> _Stated exercise_: In the records below, pick out all lines containing the word "Tailwind".

> _Supplied records_:

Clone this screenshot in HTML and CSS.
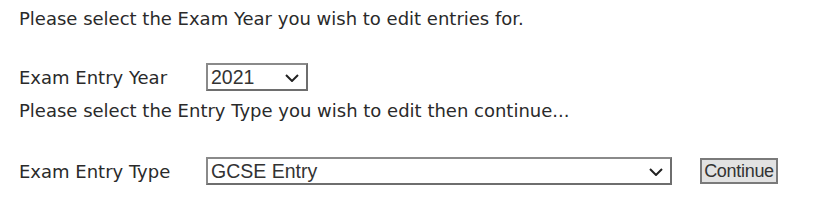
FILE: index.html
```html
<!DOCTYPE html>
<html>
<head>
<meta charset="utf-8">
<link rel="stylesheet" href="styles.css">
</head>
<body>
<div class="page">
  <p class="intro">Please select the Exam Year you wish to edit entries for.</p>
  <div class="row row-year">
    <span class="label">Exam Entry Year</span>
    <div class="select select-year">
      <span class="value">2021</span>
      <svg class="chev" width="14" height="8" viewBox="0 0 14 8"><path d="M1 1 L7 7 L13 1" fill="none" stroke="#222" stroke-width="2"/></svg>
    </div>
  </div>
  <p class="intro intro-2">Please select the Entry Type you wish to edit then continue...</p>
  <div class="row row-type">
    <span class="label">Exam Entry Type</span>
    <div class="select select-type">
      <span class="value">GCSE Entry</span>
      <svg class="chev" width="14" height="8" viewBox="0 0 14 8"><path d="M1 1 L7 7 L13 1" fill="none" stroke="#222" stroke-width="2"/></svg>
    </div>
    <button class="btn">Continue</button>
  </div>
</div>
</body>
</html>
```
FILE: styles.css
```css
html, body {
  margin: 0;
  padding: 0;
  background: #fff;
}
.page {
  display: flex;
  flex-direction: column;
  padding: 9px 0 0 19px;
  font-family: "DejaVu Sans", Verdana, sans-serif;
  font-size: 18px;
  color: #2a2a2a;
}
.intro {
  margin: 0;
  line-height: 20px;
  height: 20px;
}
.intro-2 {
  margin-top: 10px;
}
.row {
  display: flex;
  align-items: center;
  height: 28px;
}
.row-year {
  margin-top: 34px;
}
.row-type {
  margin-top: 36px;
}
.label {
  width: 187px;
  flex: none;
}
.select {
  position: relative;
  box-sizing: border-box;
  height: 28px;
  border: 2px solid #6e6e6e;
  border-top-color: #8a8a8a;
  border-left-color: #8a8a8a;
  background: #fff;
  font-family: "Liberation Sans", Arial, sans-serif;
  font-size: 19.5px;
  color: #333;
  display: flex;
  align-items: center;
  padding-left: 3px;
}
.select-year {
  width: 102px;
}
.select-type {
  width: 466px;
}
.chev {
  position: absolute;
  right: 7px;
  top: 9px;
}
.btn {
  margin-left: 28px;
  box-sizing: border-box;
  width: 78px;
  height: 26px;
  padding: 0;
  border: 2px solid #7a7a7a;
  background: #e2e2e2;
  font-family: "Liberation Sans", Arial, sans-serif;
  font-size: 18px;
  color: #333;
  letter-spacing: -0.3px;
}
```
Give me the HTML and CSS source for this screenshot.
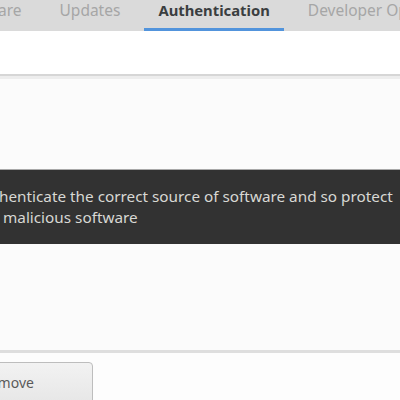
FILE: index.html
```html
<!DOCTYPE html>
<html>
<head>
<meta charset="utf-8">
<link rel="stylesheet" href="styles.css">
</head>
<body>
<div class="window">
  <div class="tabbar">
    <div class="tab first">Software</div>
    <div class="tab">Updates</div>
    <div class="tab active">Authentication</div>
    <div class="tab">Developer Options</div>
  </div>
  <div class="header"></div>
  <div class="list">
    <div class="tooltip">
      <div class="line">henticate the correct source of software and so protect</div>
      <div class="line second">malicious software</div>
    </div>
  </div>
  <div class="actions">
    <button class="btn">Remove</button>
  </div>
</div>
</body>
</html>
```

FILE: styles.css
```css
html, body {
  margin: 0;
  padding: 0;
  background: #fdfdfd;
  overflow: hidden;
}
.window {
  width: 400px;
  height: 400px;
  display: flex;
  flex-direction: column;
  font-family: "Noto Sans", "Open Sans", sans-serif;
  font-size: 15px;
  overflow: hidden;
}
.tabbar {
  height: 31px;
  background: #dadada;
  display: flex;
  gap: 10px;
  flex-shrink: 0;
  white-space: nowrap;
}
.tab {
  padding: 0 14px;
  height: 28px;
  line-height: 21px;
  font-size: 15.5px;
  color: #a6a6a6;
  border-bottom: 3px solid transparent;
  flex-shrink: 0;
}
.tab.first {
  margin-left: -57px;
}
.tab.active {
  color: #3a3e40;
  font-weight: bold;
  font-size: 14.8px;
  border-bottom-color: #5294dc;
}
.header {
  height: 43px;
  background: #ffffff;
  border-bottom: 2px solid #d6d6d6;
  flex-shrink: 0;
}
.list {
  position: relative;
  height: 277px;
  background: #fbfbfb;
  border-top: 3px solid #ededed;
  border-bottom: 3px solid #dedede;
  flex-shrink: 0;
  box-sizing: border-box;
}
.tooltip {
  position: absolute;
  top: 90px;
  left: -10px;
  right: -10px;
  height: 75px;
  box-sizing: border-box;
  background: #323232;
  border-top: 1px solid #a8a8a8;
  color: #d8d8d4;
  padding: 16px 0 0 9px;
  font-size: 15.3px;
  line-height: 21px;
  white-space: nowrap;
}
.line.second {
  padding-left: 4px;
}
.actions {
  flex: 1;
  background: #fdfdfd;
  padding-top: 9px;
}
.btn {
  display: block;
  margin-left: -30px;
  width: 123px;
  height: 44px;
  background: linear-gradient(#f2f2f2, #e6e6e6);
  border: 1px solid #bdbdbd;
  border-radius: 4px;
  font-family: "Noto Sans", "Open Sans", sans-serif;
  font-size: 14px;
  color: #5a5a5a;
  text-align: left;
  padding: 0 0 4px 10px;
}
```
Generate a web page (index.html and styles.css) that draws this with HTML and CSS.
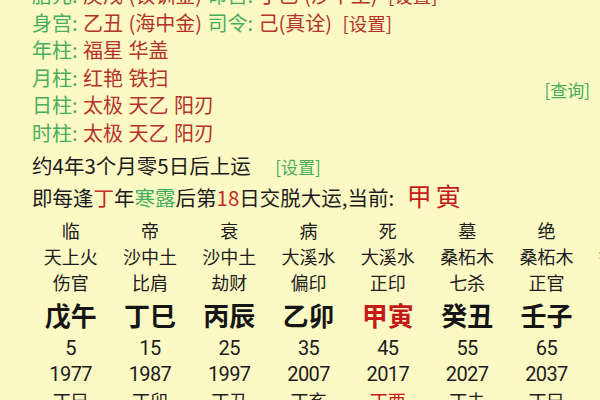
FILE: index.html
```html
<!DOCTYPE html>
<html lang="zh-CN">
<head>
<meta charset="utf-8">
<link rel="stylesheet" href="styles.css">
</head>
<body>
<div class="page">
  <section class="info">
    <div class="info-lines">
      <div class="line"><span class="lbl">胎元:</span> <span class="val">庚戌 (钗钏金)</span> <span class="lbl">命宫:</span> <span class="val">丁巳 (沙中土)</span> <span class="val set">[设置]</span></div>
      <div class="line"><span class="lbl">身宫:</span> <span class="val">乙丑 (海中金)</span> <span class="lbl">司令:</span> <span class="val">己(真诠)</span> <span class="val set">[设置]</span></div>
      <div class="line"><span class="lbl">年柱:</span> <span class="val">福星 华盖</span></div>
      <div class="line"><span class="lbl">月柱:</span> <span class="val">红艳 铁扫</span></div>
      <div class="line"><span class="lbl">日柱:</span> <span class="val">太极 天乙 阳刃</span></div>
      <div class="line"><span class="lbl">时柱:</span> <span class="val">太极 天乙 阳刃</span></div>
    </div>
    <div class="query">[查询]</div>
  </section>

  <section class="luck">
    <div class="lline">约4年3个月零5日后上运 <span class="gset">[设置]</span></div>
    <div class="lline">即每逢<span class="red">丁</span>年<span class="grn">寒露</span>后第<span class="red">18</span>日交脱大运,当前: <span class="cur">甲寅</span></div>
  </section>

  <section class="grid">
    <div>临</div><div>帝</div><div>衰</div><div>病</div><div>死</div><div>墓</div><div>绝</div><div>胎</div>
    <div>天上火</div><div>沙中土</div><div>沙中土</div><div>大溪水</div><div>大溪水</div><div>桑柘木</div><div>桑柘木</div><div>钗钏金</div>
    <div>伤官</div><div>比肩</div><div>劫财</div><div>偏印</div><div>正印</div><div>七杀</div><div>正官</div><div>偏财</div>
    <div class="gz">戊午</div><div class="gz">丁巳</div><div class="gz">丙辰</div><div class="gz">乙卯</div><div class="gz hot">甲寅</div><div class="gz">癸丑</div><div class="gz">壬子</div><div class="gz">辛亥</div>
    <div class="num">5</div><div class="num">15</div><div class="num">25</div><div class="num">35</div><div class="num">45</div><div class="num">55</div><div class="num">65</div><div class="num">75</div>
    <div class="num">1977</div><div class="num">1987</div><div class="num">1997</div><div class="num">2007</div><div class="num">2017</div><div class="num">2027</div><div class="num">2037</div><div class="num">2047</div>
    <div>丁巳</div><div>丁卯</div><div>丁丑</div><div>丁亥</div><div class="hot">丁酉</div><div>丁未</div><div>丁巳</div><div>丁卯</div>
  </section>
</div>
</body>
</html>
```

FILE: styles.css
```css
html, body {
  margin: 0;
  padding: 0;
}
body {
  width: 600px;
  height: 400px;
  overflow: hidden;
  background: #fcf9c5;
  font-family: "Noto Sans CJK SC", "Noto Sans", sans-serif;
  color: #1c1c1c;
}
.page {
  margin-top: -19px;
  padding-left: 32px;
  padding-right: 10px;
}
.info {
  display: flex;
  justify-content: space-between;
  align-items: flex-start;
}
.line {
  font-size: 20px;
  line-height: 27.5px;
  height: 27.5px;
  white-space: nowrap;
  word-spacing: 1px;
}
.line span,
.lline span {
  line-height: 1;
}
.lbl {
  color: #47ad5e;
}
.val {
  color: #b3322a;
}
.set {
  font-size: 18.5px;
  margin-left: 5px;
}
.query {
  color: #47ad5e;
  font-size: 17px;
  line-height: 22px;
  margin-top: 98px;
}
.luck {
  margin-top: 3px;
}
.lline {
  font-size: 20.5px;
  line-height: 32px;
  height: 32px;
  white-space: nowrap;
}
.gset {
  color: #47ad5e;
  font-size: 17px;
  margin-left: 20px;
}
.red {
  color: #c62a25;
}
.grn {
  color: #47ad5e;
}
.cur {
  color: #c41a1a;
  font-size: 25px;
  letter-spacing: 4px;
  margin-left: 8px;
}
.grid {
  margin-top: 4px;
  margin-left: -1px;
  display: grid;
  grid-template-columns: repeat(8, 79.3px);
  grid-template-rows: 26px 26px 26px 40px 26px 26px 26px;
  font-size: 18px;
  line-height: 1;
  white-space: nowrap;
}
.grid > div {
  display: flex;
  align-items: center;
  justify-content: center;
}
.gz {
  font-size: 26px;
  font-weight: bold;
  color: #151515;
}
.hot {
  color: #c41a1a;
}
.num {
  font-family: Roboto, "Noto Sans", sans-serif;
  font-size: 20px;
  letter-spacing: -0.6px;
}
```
* * *
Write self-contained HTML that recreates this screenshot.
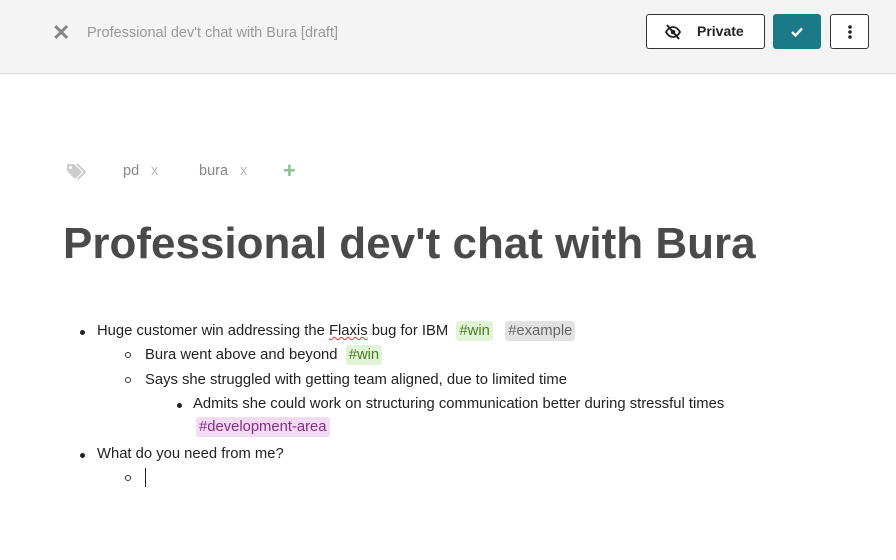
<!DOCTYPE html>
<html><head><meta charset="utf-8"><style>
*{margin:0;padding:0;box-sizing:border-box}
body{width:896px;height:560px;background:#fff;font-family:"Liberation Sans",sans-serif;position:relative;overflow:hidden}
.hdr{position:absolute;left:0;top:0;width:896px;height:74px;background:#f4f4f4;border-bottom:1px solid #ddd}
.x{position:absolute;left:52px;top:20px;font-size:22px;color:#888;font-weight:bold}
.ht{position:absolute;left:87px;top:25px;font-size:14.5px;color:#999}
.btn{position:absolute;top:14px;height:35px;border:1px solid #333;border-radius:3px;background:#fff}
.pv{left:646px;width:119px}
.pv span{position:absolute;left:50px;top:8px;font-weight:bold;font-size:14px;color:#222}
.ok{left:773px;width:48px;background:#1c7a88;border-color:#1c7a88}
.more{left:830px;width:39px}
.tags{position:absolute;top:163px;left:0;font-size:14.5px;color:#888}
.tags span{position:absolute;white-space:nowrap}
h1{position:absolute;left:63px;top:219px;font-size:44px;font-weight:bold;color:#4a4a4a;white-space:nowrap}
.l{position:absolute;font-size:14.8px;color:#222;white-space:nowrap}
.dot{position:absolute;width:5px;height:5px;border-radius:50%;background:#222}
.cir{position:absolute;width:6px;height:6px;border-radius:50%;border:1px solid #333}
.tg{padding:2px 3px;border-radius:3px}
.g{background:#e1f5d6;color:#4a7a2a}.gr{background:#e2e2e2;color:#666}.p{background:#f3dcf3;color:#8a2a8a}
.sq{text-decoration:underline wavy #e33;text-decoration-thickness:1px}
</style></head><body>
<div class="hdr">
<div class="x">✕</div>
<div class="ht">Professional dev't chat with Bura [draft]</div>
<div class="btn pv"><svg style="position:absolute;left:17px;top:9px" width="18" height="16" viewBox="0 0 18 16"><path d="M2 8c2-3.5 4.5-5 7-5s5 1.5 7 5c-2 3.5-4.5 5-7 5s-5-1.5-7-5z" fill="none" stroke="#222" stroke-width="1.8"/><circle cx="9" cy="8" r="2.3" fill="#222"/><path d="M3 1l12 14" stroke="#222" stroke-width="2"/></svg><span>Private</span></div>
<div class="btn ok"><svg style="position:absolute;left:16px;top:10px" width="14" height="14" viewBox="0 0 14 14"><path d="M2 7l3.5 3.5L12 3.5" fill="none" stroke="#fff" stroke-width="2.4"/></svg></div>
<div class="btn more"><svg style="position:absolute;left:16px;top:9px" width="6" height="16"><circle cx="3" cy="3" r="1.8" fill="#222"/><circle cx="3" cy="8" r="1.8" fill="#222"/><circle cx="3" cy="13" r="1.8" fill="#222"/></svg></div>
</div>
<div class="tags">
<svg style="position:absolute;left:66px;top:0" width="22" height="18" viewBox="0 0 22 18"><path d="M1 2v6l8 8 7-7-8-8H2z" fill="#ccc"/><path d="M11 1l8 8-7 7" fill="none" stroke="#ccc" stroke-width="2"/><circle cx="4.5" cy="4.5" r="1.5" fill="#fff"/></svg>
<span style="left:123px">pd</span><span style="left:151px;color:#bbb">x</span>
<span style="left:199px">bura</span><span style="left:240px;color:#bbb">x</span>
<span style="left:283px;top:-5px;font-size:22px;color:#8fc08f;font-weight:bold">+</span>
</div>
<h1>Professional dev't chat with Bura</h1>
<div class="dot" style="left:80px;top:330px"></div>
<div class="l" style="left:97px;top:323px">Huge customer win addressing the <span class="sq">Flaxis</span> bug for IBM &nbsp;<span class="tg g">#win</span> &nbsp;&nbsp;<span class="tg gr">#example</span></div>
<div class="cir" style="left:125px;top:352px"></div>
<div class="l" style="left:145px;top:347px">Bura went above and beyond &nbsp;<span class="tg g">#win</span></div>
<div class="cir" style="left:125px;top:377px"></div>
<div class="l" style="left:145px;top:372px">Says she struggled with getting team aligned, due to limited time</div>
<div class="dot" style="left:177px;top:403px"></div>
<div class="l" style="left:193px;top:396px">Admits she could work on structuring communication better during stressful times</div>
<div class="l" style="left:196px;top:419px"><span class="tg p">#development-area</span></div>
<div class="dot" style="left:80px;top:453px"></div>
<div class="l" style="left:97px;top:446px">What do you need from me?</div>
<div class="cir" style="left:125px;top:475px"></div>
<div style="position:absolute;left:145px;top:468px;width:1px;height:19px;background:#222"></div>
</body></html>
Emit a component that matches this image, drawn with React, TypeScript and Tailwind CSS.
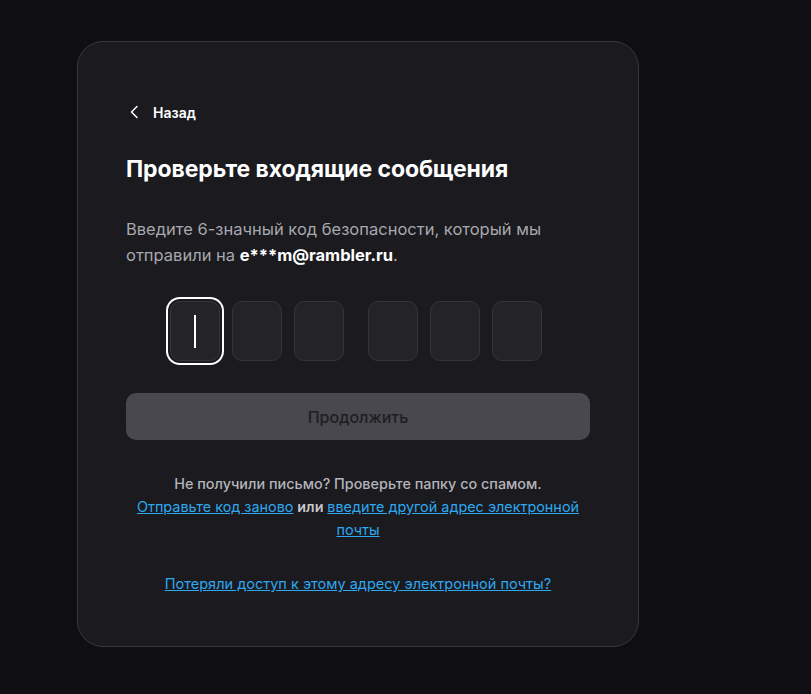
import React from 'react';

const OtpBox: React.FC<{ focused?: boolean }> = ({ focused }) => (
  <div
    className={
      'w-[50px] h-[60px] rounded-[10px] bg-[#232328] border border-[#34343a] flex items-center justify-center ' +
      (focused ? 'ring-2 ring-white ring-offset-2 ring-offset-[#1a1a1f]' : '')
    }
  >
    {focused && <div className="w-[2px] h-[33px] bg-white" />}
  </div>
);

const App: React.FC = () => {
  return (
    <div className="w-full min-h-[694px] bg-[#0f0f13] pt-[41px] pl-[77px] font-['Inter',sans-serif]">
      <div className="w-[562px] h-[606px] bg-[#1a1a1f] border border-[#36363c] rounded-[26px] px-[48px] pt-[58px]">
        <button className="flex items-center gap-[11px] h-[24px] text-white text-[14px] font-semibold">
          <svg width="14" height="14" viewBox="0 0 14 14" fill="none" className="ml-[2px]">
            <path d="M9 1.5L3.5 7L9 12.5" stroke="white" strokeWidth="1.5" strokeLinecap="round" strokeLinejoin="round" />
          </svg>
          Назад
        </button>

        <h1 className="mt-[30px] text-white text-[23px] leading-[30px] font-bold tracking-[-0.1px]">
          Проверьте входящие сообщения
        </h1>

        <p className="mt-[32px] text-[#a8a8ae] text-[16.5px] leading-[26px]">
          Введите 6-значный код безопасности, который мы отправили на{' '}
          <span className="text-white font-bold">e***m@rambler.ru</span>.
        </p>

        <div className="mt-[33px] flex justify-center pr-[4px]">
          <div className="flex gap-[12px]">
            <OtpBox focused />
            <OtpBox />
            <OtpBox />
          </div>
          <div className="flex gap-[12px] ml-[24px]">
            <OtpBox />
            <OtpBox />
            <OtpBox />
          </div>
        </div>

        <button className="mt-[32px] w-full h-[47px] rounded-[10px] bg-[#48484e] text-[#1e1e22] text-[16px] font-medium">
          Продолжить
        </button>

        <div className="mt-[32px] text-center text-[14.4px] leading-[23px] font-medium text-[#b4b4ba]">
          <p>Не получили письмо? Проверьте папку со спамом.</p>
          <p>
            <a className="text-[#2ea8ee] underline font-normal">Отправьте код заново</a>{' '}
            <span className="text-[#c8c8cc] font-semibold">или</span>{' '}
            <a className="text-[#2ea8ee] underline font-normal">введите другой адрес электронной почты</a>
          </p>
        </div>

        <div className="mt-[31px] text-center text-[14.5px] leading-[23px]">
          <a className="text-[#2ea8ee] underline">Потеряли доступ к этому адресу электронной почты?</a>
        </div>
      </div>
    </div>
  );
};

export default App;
--
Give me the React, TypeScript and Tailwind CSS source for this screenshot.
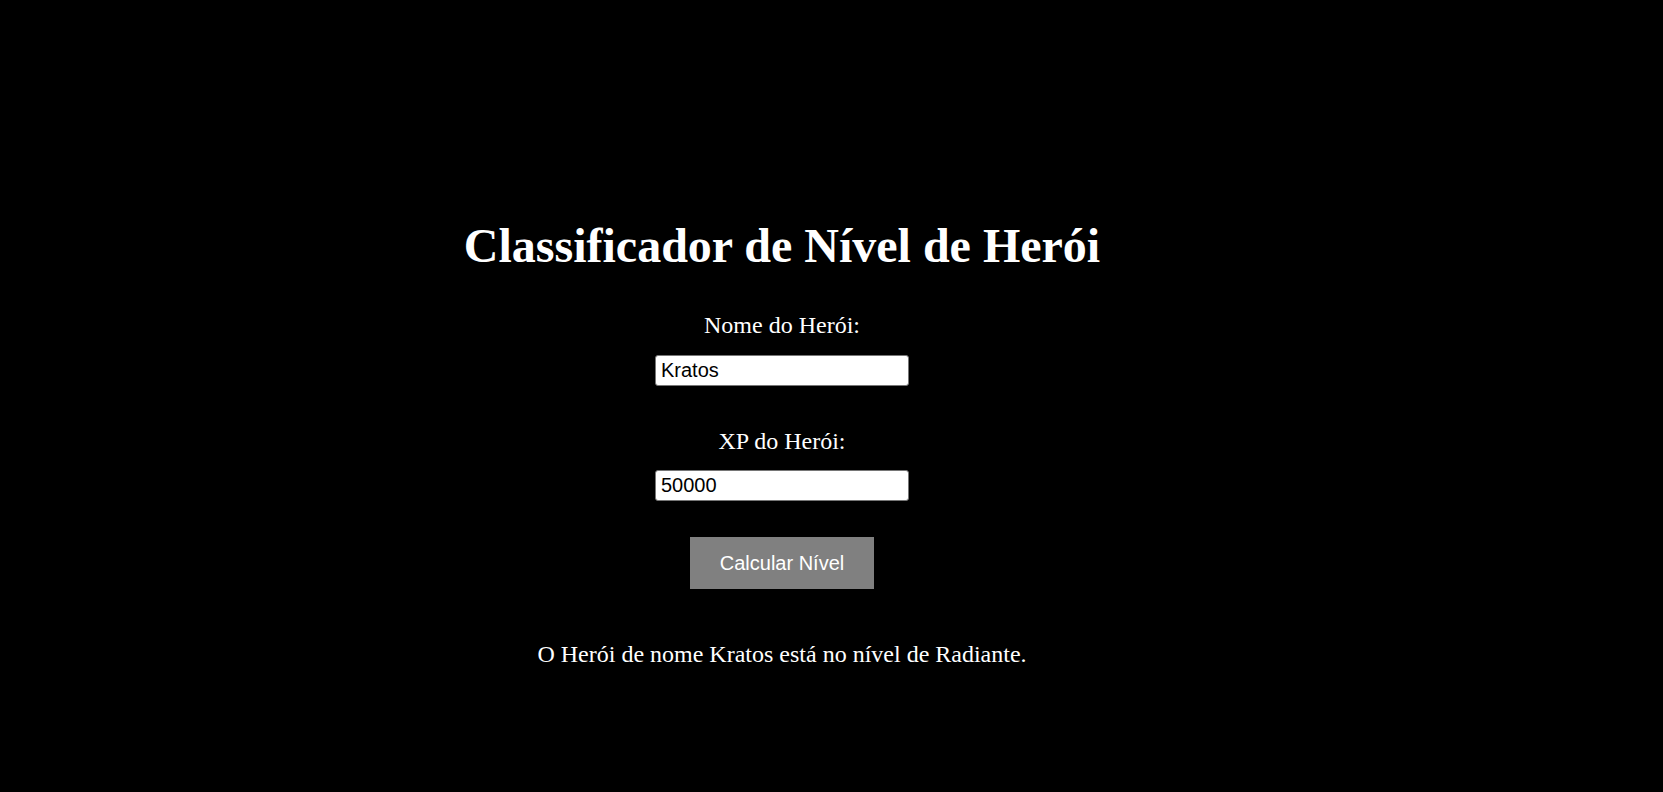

> _Result below_:
Emit a component that matches this image, drawn with React, TypeScript and Tailwind CSS.
Give me the React, TypeScript and Tailwind CSS source for this screenshot.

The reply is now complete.